▸ **Exercise description**: Copy the listing verbatim, excluding any images found in it.

▸ **Source material**:
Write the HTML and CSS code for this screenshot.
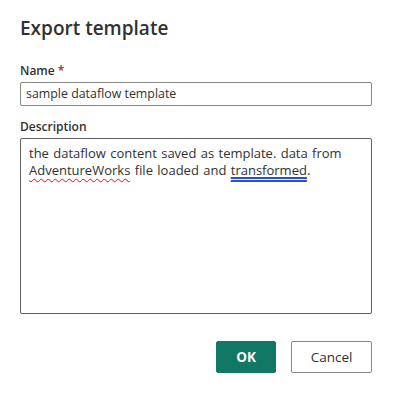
FILE: index.html
```html
<!DOCTYPE html>
<html>
<head>
<meta charset="utf-8">
<link rel="stylesheet" href="styles.css">
</head>
<body>
<div class="dialog">
  <h1 class="title">Export template</h1>
  <div class="field">
    <label class="label">Name <span class="req">*</span></label>
    <div class="input">sample dataflow template</div>
  </div>
  <div class="field">
    <label class="label">Description</label>
    <div class="textarea">the dataflow content saved as template. data from <span class="spell">AdventureWorks</span> file loaded and <span class="grammar">transformed</span>.</div>
  </div>
  <div class="actions">
    <button class="btn primary">OK</button>
    <button class="btn secondary">Cancel</button>
  </div>
</div>
</body>
</html>
```

FILE: styles.css
```css
html, body {
  margin: 0;
  padding: 0;
  background: #ffffff;
}
body {
  font-family: "Open Sans", "Noto Sans", sans-serif;
  color: #323130;
}
.dialog {
  width: 393px;
  box-sizing: border-box;
  padding: 14px 21px 0 20px;
}
.title {
  margin: 0 0 21px 0;
  font-size: 19px;
  line-height: 28px;
  font-weight: 600;
  color: #323130;
}
.field {
  display: flex;
  flex-direction: column;
  margin-bottom: 13px;
}
.label {
  font-size: 12px;
  font-weight: 600;
  line-height: 16px;
  margin-bottom: 3px;
  color: #323130;
}
.req {
  color: #a4262c;
}
.input {
  height: 24px;
  box-sizing: border-box;
  border: 1px solid #8a8886;
  border-radius: 2px;
  padding: 0 6px 0 5px;
  font-size: 12.4px;
  line-height: 22px;
  color: #323130;
}
.textarea {
  height: 176px;
  box-sizing: border-box;
  border: 1px solid #605e5c;
  border-radius: 2px;
  padding: 6px 8px;
  font-size: 13px;
  word-spacing: 1px;
  line-height: 17px;
  color: #323130;
}
.spell {
  text-decoration: underline wavy #e81123;
  text-decoration-thickness: 1px;
  text-underline-offset: 3px;
}
.grammar {
  text-decoration-line: underline;
  text-decoration-style: double;
  text-decoration-color: #2a4fd6;
  text-decoration-thickness: 1.5px;
  text-underline-offset: 2px;
}
.actions {
  display: flex;
  justify-content: flex-end;
  gap: 15px;
  margin-top: 27px;
}
.btn {
  height: 32px;
  box-sizing: border-box;
  border-radius: 2px;
  font-family: "Open Sans", "Noto Sans", sans-serif;
  font-size: 13.5px;
  padding: 0;
}
.primary {
  width: 60px;
  background: #117865;
  border: 1px solid #117865;
  color: #ffffff;
  font-weight: 700;
}
.secondary {
  width: 81px;
  background: #ffffff;
  border: 1px solid #8a8886;
  color: #323130;
  font-weight: 400;
}
```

▸ **Solution**:
Write the HTML and CSS code for this screenshot.
FILE: index.html
```html
<!DOCTYPE html>
<html>
<head>
<meta charset="utf-8">
<link rel="stylesheet" href="styles.css">
</head>
<body>
<div class="dialog">
  <h1 class="title">Export template</h1>
  <div class="field">
    <label class="label">Name <span class="req">*</span></label>
    <div class="input">sample dataflow template</div>
  </div>
  <div class="field">
    <label class="label">Description</label>
    <div class="textarea">the dataflow content saved as template. data from <span class="spell">AdventureWorks</span> file loaded and <span class="grammar">transformed</span>.</div>
  </div>
  <div class="actions">
    <button class="btn primary">OK</button>
    <button class="btn secondary">Cancel</button>
  </div>
</div>
</body>
</html>
```

FILE: styles.css
```css
html, body {
  margin: 0;
  padding: 0;
  background: #ffffff;
}
body {
  font-family: "Open Sans", "Noto Sans", sans-serif;
  color: #323130;
}
.dialog {
  width: 393px;
  box-sizing: border-box;
  padding: 14px 21px 0 20px;
}
.title {
  margin: 0 0 21px 0;
  font-size: 19px;
  line-height: 28px;
  font-weight: 600;
  color: #323130;
}
.field {
  display: flex;
  flex-direction: column;
  margin-bottom: 13px;
}
.label {
  font-size: 12px;
  font-weight: 600;
  line-height: 16px;
  margin-bottom: 3px;
  color: #323130;
}
.req {
  color: #a4262c;
}
.input {
  height: 24px;
  box-sizing: border-box;
  border: 1px solid #8a8886;
  border-radius: 2px;
  padding: 0 6px 0 5px;
  font-size: 12.4px;
  line-height: 22px;
  color: #323130;
}
.textarea {
  height: 176px;
  box-sizing: border-box;
  border: 1px solid #605e5c;
  border-radius: 2px;
  padding: 6px 8px;
  font-size: 13px;
  word-spacing: 1px;
  line-height: 17px;
  color: #323130;
}
.spell {
  text-decoration: underline wavy #e81123;
  text-decoration-thickness: 1px;
  text-underline-offset: 3px;
}
.grammar {
  text-decoration-line: underline;
  text-decoration-style: double;
  text-decoration-color: #2a4fd6;
  text-decoration-thickness: 1.5px;
  text-underline-offset: 2px;
}
.actions {
  display: flex;
  justify-content: flex-end;
  gap: 15px;
  margin-top: 27px;
}
.btn {
  height: 32px;
  box-sizing: border-box;
  border-radius: 2px;
  font-family: "Open Sans", "Noto Sans", sans-serif;
  font-size: 13.5px;
  padding: 0;
}
.primary {
  width: 60px;
  background: #117865;
  border: 1px solid #117865;
  color: #ffffff;
  font-weight: 700;
}
.secondary {
  width: 81px;
  background: #ffffff;
  border: 1px solid #8a8886;
  color: #323130;
  font-weight: 400;
}
```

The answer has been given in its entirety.